■ What you are asked to do
Transcribe all the records with complete accuracy.

━━ Records for the exercise

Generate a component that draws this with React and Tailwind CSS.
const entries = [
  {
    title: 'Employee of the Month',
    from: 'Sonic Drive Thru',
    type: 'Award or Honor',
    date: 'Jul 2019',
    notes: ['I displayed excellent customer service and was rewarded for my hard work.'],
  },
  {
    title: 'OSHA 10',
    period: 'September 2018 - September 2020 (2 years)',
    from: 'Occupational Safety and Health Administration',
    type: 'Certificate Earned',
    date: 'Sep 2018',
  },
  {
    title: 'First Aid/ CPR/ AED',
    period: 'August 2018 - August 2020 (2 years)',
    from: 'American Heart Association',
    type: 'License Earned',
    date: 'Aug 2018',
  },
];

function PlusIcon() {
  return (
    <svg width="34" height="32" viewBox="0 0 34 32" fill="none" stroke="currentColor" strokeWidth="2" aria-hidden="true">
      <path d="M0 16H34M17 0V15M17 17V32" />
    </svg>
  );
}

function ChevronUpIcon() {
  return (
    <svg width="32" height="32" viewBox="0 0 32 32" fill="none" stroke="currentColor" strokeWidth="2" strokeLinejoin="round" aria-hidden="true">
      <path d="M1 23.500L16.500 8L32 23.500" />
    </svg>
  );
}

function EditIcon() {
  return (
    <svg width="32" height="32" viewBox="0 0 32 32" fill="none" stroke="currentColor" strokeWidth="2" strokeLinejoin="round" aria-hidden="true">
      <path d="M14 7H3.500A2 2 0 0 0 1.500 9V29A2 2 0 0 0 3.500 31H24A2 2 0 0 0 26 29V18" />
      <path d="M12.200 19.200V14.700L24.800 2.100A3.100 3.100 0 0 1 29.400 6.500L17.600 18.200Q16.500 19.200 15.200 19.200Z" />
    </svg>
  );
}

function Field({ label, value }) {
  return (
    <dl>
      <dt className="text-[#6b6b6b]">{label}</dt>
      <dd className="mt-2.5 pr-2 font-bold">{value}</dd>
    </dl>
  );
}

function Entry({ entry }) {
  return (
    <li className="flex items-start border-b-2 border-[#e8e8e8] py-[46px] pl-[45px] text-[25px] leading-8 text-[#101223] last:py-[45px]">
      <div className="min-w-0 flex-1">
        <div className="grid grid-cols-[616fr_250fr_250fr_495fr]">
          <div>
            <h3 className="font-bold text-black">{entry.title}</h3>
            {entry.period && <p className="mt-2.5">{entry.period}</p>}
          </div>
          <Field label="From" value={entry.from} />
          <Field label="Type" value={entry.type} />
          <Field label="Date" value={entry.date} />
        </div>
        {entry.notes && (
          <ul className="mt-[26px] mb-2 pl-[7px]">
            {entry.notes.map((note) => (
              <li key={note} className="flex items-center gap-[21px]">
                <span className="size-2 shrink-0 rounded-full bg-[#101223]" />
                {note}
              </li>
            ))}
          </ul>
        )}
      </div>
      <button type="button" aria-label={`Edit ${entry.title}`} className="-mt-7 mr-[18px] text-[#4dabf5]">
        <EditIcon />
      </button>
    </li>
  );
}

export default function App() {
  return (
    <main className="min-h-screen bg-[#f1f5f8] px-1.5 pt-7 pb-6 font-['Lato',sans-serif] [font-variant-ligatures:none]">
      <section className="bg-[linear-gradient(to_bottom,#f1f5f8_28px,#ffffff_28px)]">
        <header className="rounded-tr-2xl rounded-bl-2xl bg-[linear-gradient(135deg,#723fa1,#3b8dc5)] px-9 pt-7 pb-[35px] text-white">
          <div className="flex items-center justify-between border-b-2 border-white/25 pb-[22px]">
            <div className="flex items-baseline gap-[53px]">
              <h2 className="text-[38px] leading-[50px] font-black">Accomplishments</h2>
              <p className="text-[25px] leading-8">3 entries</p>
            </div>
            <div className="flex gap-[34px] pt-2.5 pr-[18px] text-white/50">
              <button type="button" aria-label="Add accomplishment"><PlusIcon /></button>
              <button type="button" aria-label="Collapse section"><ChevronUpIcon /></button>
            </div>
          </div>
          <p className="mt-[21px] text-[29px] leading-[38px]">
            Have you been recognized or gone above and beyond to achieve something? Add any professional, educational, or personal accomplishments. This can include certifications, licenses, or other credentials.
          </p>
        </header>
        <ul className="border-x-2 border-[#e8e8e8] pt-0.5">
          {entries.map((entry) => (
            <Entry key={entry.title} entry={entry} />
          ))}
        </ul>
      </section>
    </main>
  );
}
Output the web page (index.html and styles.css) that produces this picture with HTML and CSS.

━━━━

■ The result
Generate a component that draws this with React and Tailwind CSS.
const entries = [
  {
    title: 'Employee of the Month',
    from: 'Sonic Drive Thru',
    type: 'Award or Honor',
    date: 'Jul 2019',
    notes: ['I displayed excellent customer service and was rewarded for my hard work.'],
  },
  {
    title: 'OSHA 10',
    period: 'September 2018 - September 2020 (2 years)',
    from: 'Occupational Safety and Health Administration',
    type: 'Certificate Earned',
    date: 'Sep 2018',
  },
  {
    title: 'First Aid/ CPR/ AED',
    period: 'August 2018 - August 2020 (2 years)',
    from: 'American Heart Association',
    type: 'License Earned',
    date: 'Aug 2018',
  },
];

function PlusIcon() {
  return (
    <svg width="34" height="32" viewBox="0 0 34 32" fill="none" stroke="currentColor" strokeWidth="2" aria-hidden="true">
      <path d="M0 16H34M17 0V15M17 17V32" />
    </svg>
  );
}

function ChevronUpIcon() {
  return (
    <svg width="32" height="32" viewBox="0 0 32 32" fill="none" stroke="currentColor" strokeWidth="2" strokeLinejoin="round" aria-hidden="true">
      <path d="M1 23.500L16.500 8L32 23.500" />
    </svg>
  );
}

function EditIcon() {
  return (
    <svg width="32" height="32" viewBox="0 0 32 32" fill="none" stroke="currentColor" strokeWidth="2" strokeLinejoin="round" aria-hidden="true">
      <path d="M14 7H3.500A2 2 0 0 0 1.500 9V29A2 2 0 0 0 3.500 31H24A2 2 0 0 0 26 29V18" />
      <path d="M12.200 19.200V14.700L24.800 2.100A3.100 3.100 0 0 1 29.400 6.500L17.600 18.200Q16.500 19.200 15.200 19.200Z" />
    </svg>
  );
}

function Field({ label, value }) {
  return (
    <dl>
      <dt className="text-[#6b6b6b]">{label}</dt>
      <dd className="mt-2.5 pr-2 font-bold">{value}</dd>
    </dl>
  );
}

function Entry({ entry }) {
  return (
    <li className="flex items-start border-b-2 border-[#e8e8e8] py-[46px] pl-[45px] text-[25px] leading-8 text-[#101223] last:py-[45px]">
      <div className="min-w-0 flex-1">
        <div className="grid grid-cols-[616fr_250fr_250fr_495fr]">
          <div>
            <h3 className="font-bold text-black">{entry.title}</h3>
            {entry.period && <p className="mt-2.5">{entry.period}</p>}
          </div>
          <Field label="From" value={entry.from} />
          <Field label="Type" value={entry.type} />
          <Field label="Date" value={entry.date} />
        </div>
        {entry.notes && (
          <ul className="mt-[26px] mb-2 pl-[7px]">
            {entry.notes.map((note) => (
              <li key={note} className="flex items-center gap-[21px]">
                <span className="size-2 shrink-0 rounded-full bg-[#101223]" />
                {note}
              </li>
            ))}
          </ul>
        )}
      </div>
      <button type="button" aria-label={`Edit ${entry.title}`} className="-mt-7 mr-[18px] text-[#4dabf5]">
        <EditIcon />
      </button>
    </li>
  );
}

export default function App() {
  return (
    <main className="min-h-screen bg-[#f1f5f8] px-1.5 pt-7 pb-6 font-['Lato',sans-serif] [font-variant-ligatures:none]">
      <section className="bg-[linear-gradient(to_bottom,#f1f5f8_28px,#ffffff_28px)]">
        <header className="rounded-tr-2xl rounded-bl-2xl bg-[linear-gradient(135deg,#723fa1,#3b8dc5)] px-9 pt-7 pb-[35px] text-white">
          <div className="flex items-center justify-between border-b-2 border-white/25 pb-[22px]">
            <div className="flex items-baseline gap-[53px]">
              <h2 className="text-[38px] leading-[50px] font-black">Accomplishments</h2>
              <p className="text-[25px] leading-8">3 entries</p>
            </div>
            <div className="flex gap-[34px] pt-2.5 pr-[18px] text-white/50">
              <button type="button" aria-label="Add accomplishment"><PlusIcon /></button>
              <button type="button" aria-label="Collapse section"><ChevronUpIcon /></button>
            </div>
          </div>
          <p className="mt-[21px] text-[29px] leading-[38px]">
            Have you been recognized or gone above and beyond to achieve something? Add any professional, educational, or personal accomplishments. This can include certifications, licenses, or other credentials.
          </p>
        </header>
        <ul className="border-x-2 border-[#e8e8e8] pt-0.5">
          {entries.map((entry) => (
            <Entry key={entry.title} entry={entry} />
          ))}
        </ul>
      </section>
    </main>
  );
}
Output the web page (index.html and styles.css) that produces this picture with HTML and CSS.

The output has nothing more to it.